Opinion & Commentary
Red-tape trading scheme
I must be a fairly complicated person, at least if the French poet Remy de Gourmont is to be believed. He once claimed that ‘very simple ideas lie within the reach only of complex minds’. I actually had one very simple idea a few months ago and I am still trying to figure out whether it actually makes any sense at all.
It happened at the height of the controversy over the Rudd government’s carbon pollution reduction scheme last year. The more I heard ministers sing praises to cap–and– trade schemes, the more I wondered why they were not extending this logic to other areas. If an emissions trading scheme allegedly made it possible to cut environmental pollution in the most cost–efficient way, then why should we not use something similar for, say, red tape in government?
Let’s reconsider the basic idea behind trading schemes. Trading schemes start off by deciding that there are things we can do without.
Carbon emissions, for example. Carbon is an unwanted byproduct of our energy consumption. We are not running our car engines because we want to emit carbon but because we want to travel from A to B. We are not heating our homes because it emits greenhouse gases but because we don’t want to sit in the cold.
One way of reducing this unwanted carbon byproduct is by introducing a trading scheme that caps the amount of carbon that the economy can emit. Polluters receive certificates that allow them to emit a specific amount of carbon below their current emission levels. This leaves companies with the choice of cutting their emissions; alternatively, they could buy certificates on the carbon market from those who have reduced their emissions and have extra carbon credits.
This way, carbon pollution gets a price, and each polluter has an incentive to reduce the amount of emissions. If you’re wondering what this has to do with red tape, consider this: if carbon is an unwanted byproduct, what would you call bureaucracy? Nobody, masochists excluded, enjoys filling in forms, filing tax returns or complying with complicated reporting requirements.
But we also understand that there are good reasons for these exercises. We know that without some regulation, society would not work. The trick is to achieve effective regulation without filling in too many forms.
Now, the similarities between carbon emissions and bureaucracy are clearer. Carbon emissions are the unwanted byproduct of heating your house. Bureaucracy is the unwanted byproduct of paying taxes. If both are pollutions, can we deal with them in the same way? Instead of an emissions trading scheme, consider a red tape trading scheme.
There are no reliable estimates at the moment, but it would be reasonable to assume that red tape costs households and businesses tens of billions of dollars. For a red tape trading scheme, we would first measure the total amount of money that our bureaucracy costs us each year.
Countries like the Netherlands have shown us that it is possible to measure the cost of filling in forms.
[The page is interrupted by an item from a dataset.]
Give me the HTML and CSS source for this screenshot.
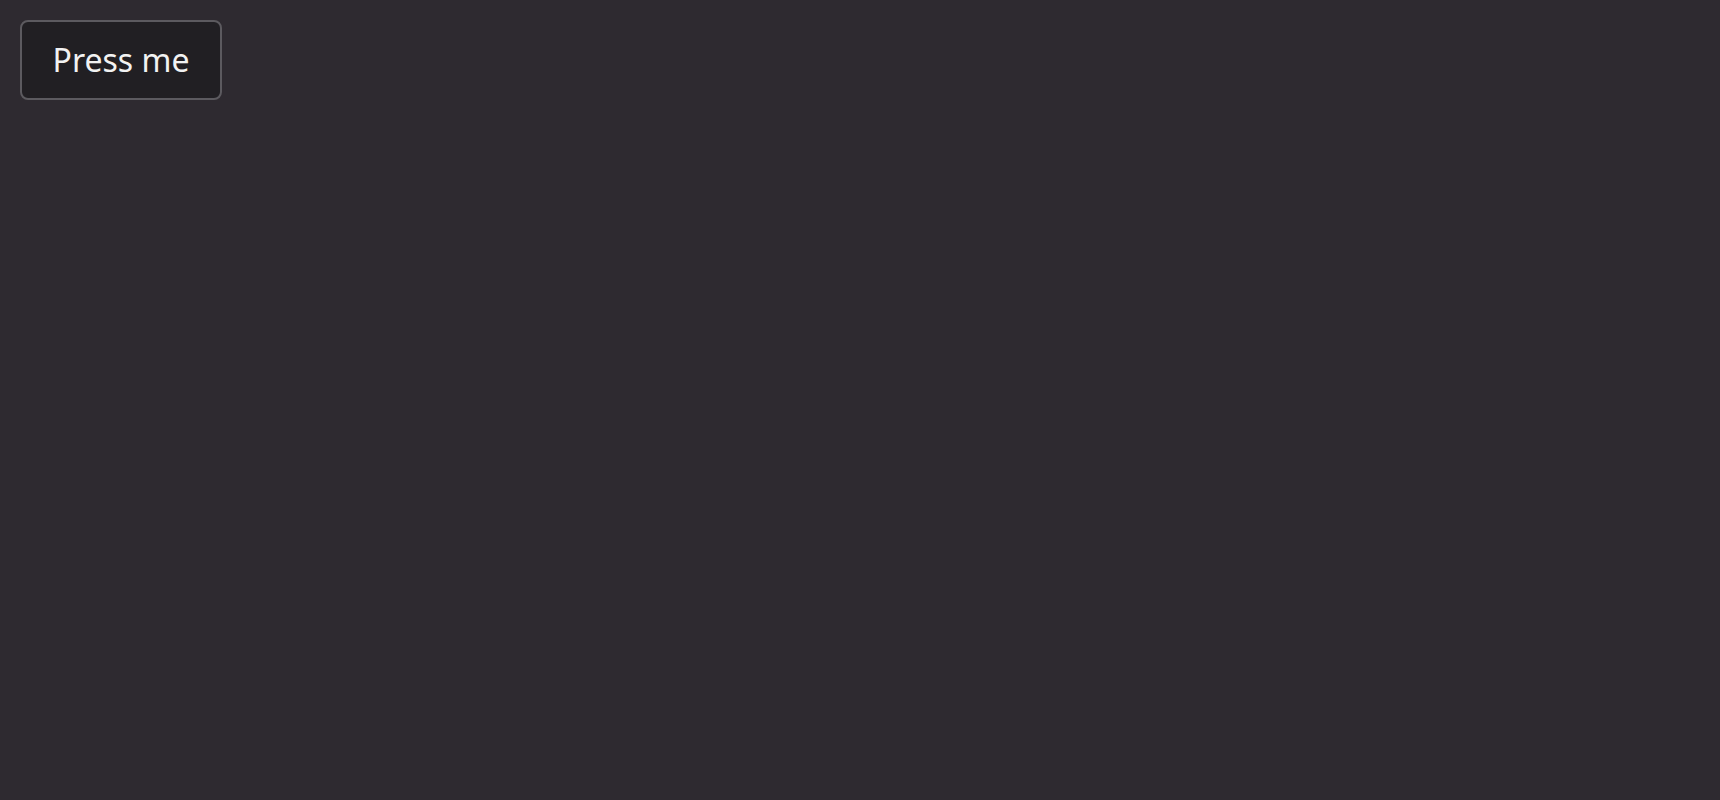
FILE: index.html
```html
<!DOCTYPE html>
<html>
<head>
<meta charset="utf-8">
<link rel="stylesheet" href="styles.css">
</head>
<body>
<div class="page">
  <button class="btn">Press me</button>
</div>
</body>
</html>
```
FILE: styles.css
```css
html, body {
  margin: 0;
  height: 100%;
  background: #2e2a30;
}
.page {
  padding: 20px;
  display: flex;
  align-items: flex-start;
}
.btn {
  box-sizing: border-box;
  width: 202px;
  height: 80px;
  border: 2px solid #5c5a5f;
  border-radius: 8px;
  background: #211f23;
  color: #f2f2f2;
  font-family: "Noto Sans", "Open Sans", sans-serif;
  font-size: 32px;
  line-height: 1;
  padding: 0;
  display: flex;
  align-items: center;
  justify-content: center;
}
```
The Dutch government has developed a standard cost model, which makes measuring regulatory burdens a straightforward task. The time needed to fill in forms is multiplied by the hourly costs of employing the form fillers. Multiply this by the number of these forms filled in across the whole economy in a year and you get the red tape cost of this one form. Do this with all forms and you know what red tape costs us in total.
This may seem a little difficult, but the Dutch have completed the measuring exercise for their economy within two years. Once we figure out the actual cost of red tape, we can issue red tape certificates to government departments.
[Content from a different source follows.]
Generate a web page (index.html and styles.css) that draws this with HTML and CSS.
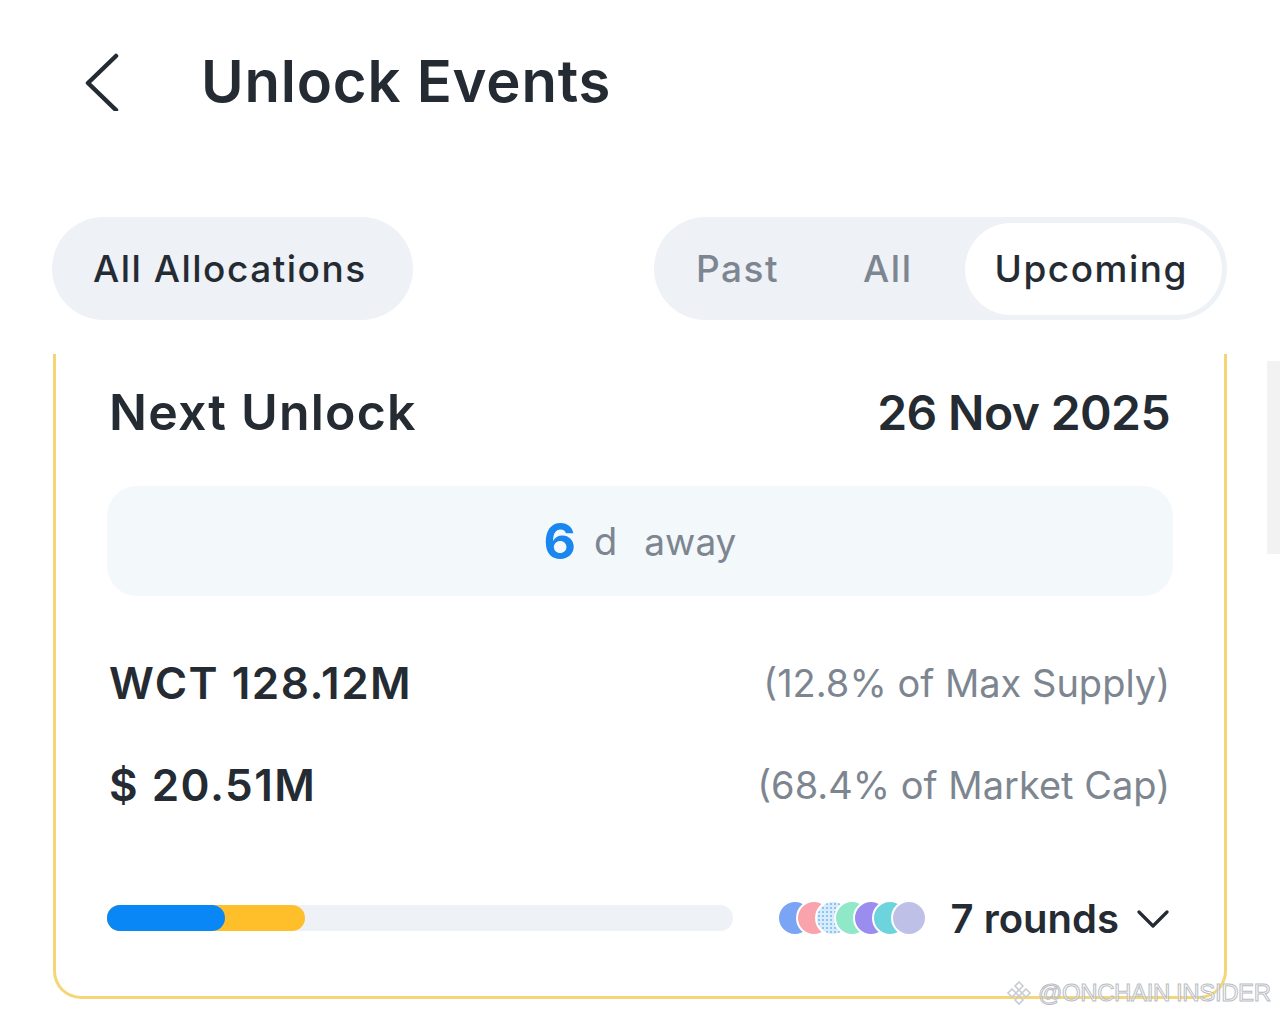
FILE: index.html
```html
<!DOCTYPE html>
<html>
<head>
<meta charset="utf-8">
<link rel="stylesheet" href="styles.css">
</head>
<body>
<div class="page">
  <header class="header">
    <svg class="back" width="40" height="60" viewBox="0 0 40 60"><path d="M33 5 L5 32 L33 59" fill="none" stroke="#252b33" stroke-width="4.5" stroke-linecap="round" stroke-linejoin="round"/></svg>
    <h1 class="title">Unlock Events</h1>
  </header>
  <div class="tabs">
    <div class="pill">All Allocations</div>
    <div class="segment">
      <span class="seg">Past</span>
      <span class="seg">All</span>
      <span class="seg active">Upcoming</span>
    </div>
  </div>
  <div class="scroll">
    <div class="card">
      <div class="row next">
        <span class="label">Next Unlock</span>
        <span class="label date">26 Nov 2025</span>
      </div>
      <div class="countdown"><span class="num">6</span><span class="unit">d</span><span class="away">away</span></div>
      <div class="row stat">
        <span class="value">WCT 128.12M</span>
        <span class="note">(12.8% of Max Supply)</span>
      </div>
      <div class="row stat stat2">
        <span class="value">$ 20.51M</span>
        <span class="note">(68.4% of Market Cap)</span>
      </div>
      <div class="row bottom">
        <div class="bar">
          <div class="seg-yellow" style="width:198px"></div>
          <div class="seg-blue" style="width:118px"></div>
        </div>
        <div class="rounds">
          <div class="dots">
            <span class="dot d1"></span><span class="dot d2"></span><span class="dot d3"></span><span class="dot d4"></span><span class="dot d5"></span><span class="dot d6"></span><span class="dot d7"></span>
          </div>
          <span class="rounds-text">7 rounds</span>
          <svg class="chev" width="32" height="20" viewBox="0 0 32 20"><path d="M2 3 L16 17 L30 3" fill="none" stroke="#252b33" stroke-width="3.2" stroke-linecap="round" stroke-linejoin="round"/></svg>
        </div>
      </div>
    </div>
  </div>
  <div class="scrollbar"></div>
  <div class="watermark">
    <svg width="26" height="26" viewBox="0 0 26 26"><g fill="none" stroke="#c9ccd1" stroke-width="1.6"><path d="M13 2 L17 6 L13 10 L9 6 Z"/><path d="M6 9 L10 13 L6 17 L2 13 Z"/><path d="M20 9 L24 13 L20 17 L16 13 Z"/><path d="M13 16 L17 20 L13 24 L9 20 Z"/><path d="M13 10 L16 13 L13 16 L10 13 Z"/></g></svg>
    <span class="wm-text">@ONCHAIN INSIDER</span>
  </div>
</div>
</body>
</html>
```
FILE: styles.css
```css
* { box-sizing: border-box; }
html, body { margin: 0; padding: 0; background: #ffffff; }
body { font-family: Inter, "Noto Sans", sans-serif; color: #252b33; overflow: hidden; }
.page { position: relative; width: 1280px; height: 1019px; }

.header { display: flex; align-items: center; height: 82px; padding: 40px 0 0 83px; box-sizing: content-box; }
.back { flex: none; }
.title { margin: 0 0 0 78px; font-size: 58px; font-weight: 600; letter-spacing: 0.8px; line-height: 82px; }

.tabs { display: flex; justify-content: space-between; margin: 95px 53px 0 52px; }
.pill { height: 103px; width: 361px; border-radius: 52px; background: #eef1f5; display: flex; align-items: center; padding-left: 41px; font-size: 37px; font-weight: 500; letter-spacing: 1.5px; }
.segment { height: 103px; width: 573px; border-radius: 52px; background: #eef1f5; display: flex; align-items: center; padding: 0 5px 0 42px; }
.seg { font-size: 37px; font-weight: 500; color: #7d8690; margin-right: 84px; letter-spacing: 1.5px; }
.seg:nth-child(2) { margin-right: 52px; }
.seg.active { margin: 0 0 0 auto; color: #252b33; background: #ffffff; height: 92px; width: 262px; border-radius: 46px; display: flex; align-items: center; justify-content: center; padding-right: 4px; }

.scroll { margin-top: 34px; }
.card { margin: 0 53px; border: 3px solid #f4d676; border-top: none; border-radius: 0 0 28px 28px; padding: 24px 51px 58px; }
.row { display: flex; justify-content: space-between; align-items: center; }
.next { height: 68px; padding: 0 3px 0 2px; }
.label { font-size: 50px; font-weight: 600; letter-spacing: 1.2px; }
.label.date { letter-spacing: -0.6px; font-size: 48px; }
.countdown { margin-top: 40px; height: 110px; border-radius: 30px; background: #f3f8fb; display: flex; align-items: center; justify-content: center; color: #7d8690; }
.num { font-size: 50px; font-weight: 700; color: #1a86f0; margin-right: 18px; }
.unit { font-size: 38px; margin-right: 27px; }
.away { font-size: 37px; }
.stat { height: 60px; margin-top: 57px; padding: 0 3px 0 2px; }
.stat2 { margin-top: 42px; }
.value { font-size: 44px; font-weight: 600; letter-spacing: 1.5px; }
.note { font-size: 38px; color: #7d8690; }
.bottom { height: 40px; margin-top: 83px; }
.bar { position: relative; width: 626px; height: 26px; border-radius: 13px; background: #eef1f5; }
.seg-blue, .seg-yellow { position: absolute; left: 0; top: 0; height: 26px; border-radius: 13px; }
.seg-blue { background: #0a87f7; }
.seg-yellow { background: #ffbf2a; }
.rounds { display: flex; align-items: center; padding-right: 4px; }
.dots { display: flex; margin-right: 24px; }
.dot { width: 36px; height: 36px; border-radius: 50%; border: 2px solid #ffffff; margin-left: -17px; }
.dot.d1 { margin-left: 0; background: #79a5f4; }
.d2 { background: #f9a3ad; }
.d3 { background: radial-gradient(circle, #8cc4f5 1px, #d8ecfc 1.5px) 0 0 / 4px 4px; }
.d4 { background: #8fe8c8; }
.d5 { background: #9b8cf0; }
.d6 { background: #6dd3dd; }
.d7 { background: #bfc0e8; }
.rounds-text { font-size: 40px; font-weight: 600; margin-right: 18px; }
.chev { margin-top: 2px; }

.scrollbar { position: absolute; left: 1267px; top: 361px; width: 13px; height: 193px; background: #f2f2f2; }
.watermark { position: absolute; left: 1006px; top: 979px; display: flex; align-items: center; gap: 6px; white-space: nowrap; }
.wm-text { font-family: "Liberation Sans", sans-serif; font-size: 24px; color: rgba(255,255,255,0.6); -webkit-text-stroke: 1px #b9bdc3; letter-spacing: -0.4px; }
```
And here is the trick: just like environmental pollution certificates, red tape certificates for government agencies would be set at levels lower than their current level of pollution. This means that bureaucrats will need to cut the form–filling or spend their budget buying red tape certificates. Just imagine how wonderful the world of red tape trading would be.
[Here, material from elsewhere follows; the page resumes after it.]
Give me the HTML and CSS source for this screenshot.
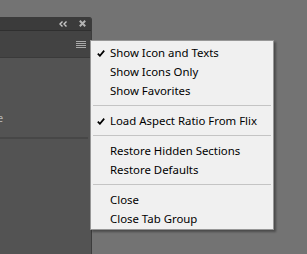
FILE: index.html
```html
<!DOCTYPE html>
<html lang="en">
<head>
<meta charset="UTF-8">
<title>Panel menu</title>
<link rel="stylesheet" href="styles.css">
</head>
<body>
  <div class="panel">
    <div class="panel-tabs">
      <svg class="collapse" width="8" height="6" viewBox="0 0 8 6">
        <path d="M3.5 0.5 L1 3 L3.5 5.5 M7.5 0.5 L5 3 L7.5 5.5" fill="none" stroke="#c8c8c8" stroke-width="1.4"/>
      </svg>
      <svg class="close" width="7" height="7" viewBox="0 0 7 7">
        <path d="M0.8 0.8 L6.2 6.2 M6.2 0.8 L0.8 6.2" fill="none" stroke="#b4b4b4" stroke-width="2"/>
      </svg>
    </div>
    <div class="panel-toolbar">
      <div class="hamburger"><span></span><span></span><span></span><span></span></div>
    </div>
    <div class="panel-body">
      <div class="field"><span class="field-label">Image</span></div>
      <div class="divider"></div>
    </div>
  </div>

  <div class="flyout">
    <div class="item checked">
      <svg class="check" width="8" height="7" viewBox="0 0 8 7"><path d="M0.8 3.6 L2.9 5.8 L7.2 0.6" fill="none" stroke="#000" stroke-width="1.7"/></svg>
      Show Icon and Texts
    </div>
    <div class="item">Show Icons Only</div>
    <div class="item">Show Favorites</div>
    <div class="sep"></div>
    <div class="item checked">
      <svg class="check" width="8" height="7" viewBox="0 0 8 7"><path d="M0.8 3.6 L2.9 5.8 L7.2 0.6" fill="none" stroke="#000" stroke-width="1.7"/></svg>
      Load Aspect Ratio From Flix
    </div>
    <div class="sep"></div>
    <div class="item">Restore Hidden Sections</div>
    <div class="item">Restore Defaults</div>
    <div class="sep"></div>
    <div class="item">Close</div>
    <div class="item">Close Tab Group</div>
  </div>
</body>
</html>
```

FILE: styles.css
```css
body {
margin: 0;
background: #737373;
font-family: "Noto Sans", "Open Sans", sans-serif;
height: 254px;
overflow: hidden;
}

.panel {
margin-top: 17px;
width: 91px;
height: 237px;
background: #535353;
border-right: 1px solid #3c3c3c;
border-top-right-radius: 3px;
display: flex;
flex-direction: column;
overflow: hidden;
}

.panel-tabs {
height: 13px;
background: #3b3b3b;
border-bottom: 1px solid #2f2f2f;
display: flex;
align-items: center;
justify-content: flex-end;
gap: 12px;
padding-right: 5px;
}

.panel-toolbar {
height: 26px;
background: #434343;
border-bottom: 1px solid #3a3a3a;
display: flex;
justify-content: flex-end;
padding-right: 5px;
}

.hamburger {
margin-top: 10px;
width: 10px;
display: flex;
flex-direction: column;
gap: 1px;
}
.hamburger span {
height: 1px;
background: #a9a9a9;
}

.panel-body {
flex: 1;
}

.field {
margin-top: 53px;
height: 14px;
}
.field-label {
display: block;
margin-left: -30px;
color: #b5b5b5;
font-size: 11px;
line-height: 14px;
}

.divider {
margin-top: 12px;
height: 2px;
background: #474747;
margin-right: 3px;
}

.flyout {
position: absolute;
left: 90px;
top: 40px;
width: 182px;
padding: 2px 0 1px;
background: #f0f0f0;
border: 1px solid #979797;
box-shadow: 2px 2px 2px rgba(0,0,0,0.35);
font-size: 11.4px;
color: #000;
}

.item {
position: relative;
height: 19px;
line-height: 19px;
padding-left: 19px;
white-space: nowrap;
}

.check {
position: absolute;
left: 6px;
top: 7px;
}

.sep {
height: 11px;
display: flex;
align-items: center;
padding: 0 2px;
}
.sep::before {
content: "";
flex: 1;
height: 1px;
background: #c4c4c4;
}
```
Health and safety bureaucrats could be competing with their colleagues at the Australian Taxation Office over who would be cutting their forms first. Instead of outdoing each other in the production of ever more bureaucracy, they would be doing the very opposite. A bureaucrat seeking a higher budget could get extra money by cutting red tape faster than in other departments.
And why would they do so? Because we would give them financial rewards for doing their job with less bureaucracy.
As I am happy to admit, it is an extremely simple idea; so simple in fact, that when I first had it I thought, ‘Gee, someone must have thought about this before.’ But as far as I could see, this scheme has never been tried anywhere. So maybe it is just an outlandish, completely unworkable, and barmy idea. Or, maybe, I am just too complicated?